O coordenador do Núcleo de Estudos e Tecnologias em Gestão Pública na Escola de Administração da UFRGS, Luis Roque Klering, que pesquisa há décadas os patamares de desenvolvimento dos municípios gaúchos, aponta ainda uma razão cultural para o desempenho de Pinhal da Serra:
- Historicamente, o foco esteve na pecuária, e o peão não está contemplado nos investimentos em saúde e educação, associados a uma característica mais urbana.
Fator regional impacta nos resultados
Quatro dos cinco municípios mais bem posicionados tanto no PIB per capita quanto no Idese têm em comum o tamanho - menos de 10 mil habitantes, sendo que três deles não chegam aos 5 mil moradores - e a localização em regiões de alto nível de desenvolvimento. Esses seriam os principais diferenciais de Nova Araçá e Nova Bassano, que ficam na Serra, região mais desenvolvida do Estado, assim como Westfalia, no Vale do Taquari, a segunda região com melhores condições de vida, e Vila Maria, na região da Produção, quarta no ranking de desenvolvimento regional.
Líder no Idese há três anos, Carlos Barbosa é um exemplo. A cidade serrana de 25 mil habitantes tem como principal atividade econômica a indústria metalúrgica e se beneficia da proximidade com grandes centros - está ao lado de Caxias do Sul e Bento Gonçalves, tem ainda Lajeado a 80 quilômetros e fica a cem quilômetros da Capital -, o que propicia mais acesso à qualificação e serviços em geral.
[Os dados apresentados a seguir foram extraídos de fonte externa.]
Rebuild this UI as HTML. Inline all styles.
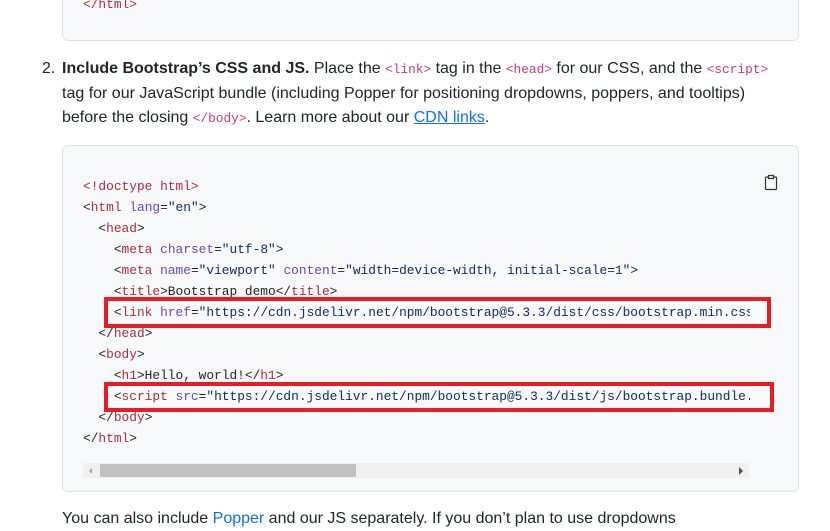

O prefeito Fernando Xavier da Silva (PDT) orgulha-se de o município não ser alvo de ações judiciais para garantir vaga em creche, além de manter um quadro funcional que considera enxuto, com 563 servidores. Contudo, ressalta um traço cultural entre os segredos para o bom desempenho da cidade:
- O poder público se esforça para fazer a parte dele, mas o entusiasmo coletivo da nossa comunidade é fundamental. Uma sociedade com baixa autoestima não tem como evoluir.
Pesquisador da UFRGS, Luis Roque Klering concorda que resultados positivos apresentados por municípios menores e mais "jovens" - Carlos Barbosa tem 55 anos de fundação - parecem refletir a vontade e o esforço que comunidades realizam visando conquistar desenvolvimento e melhor qualidade de vida.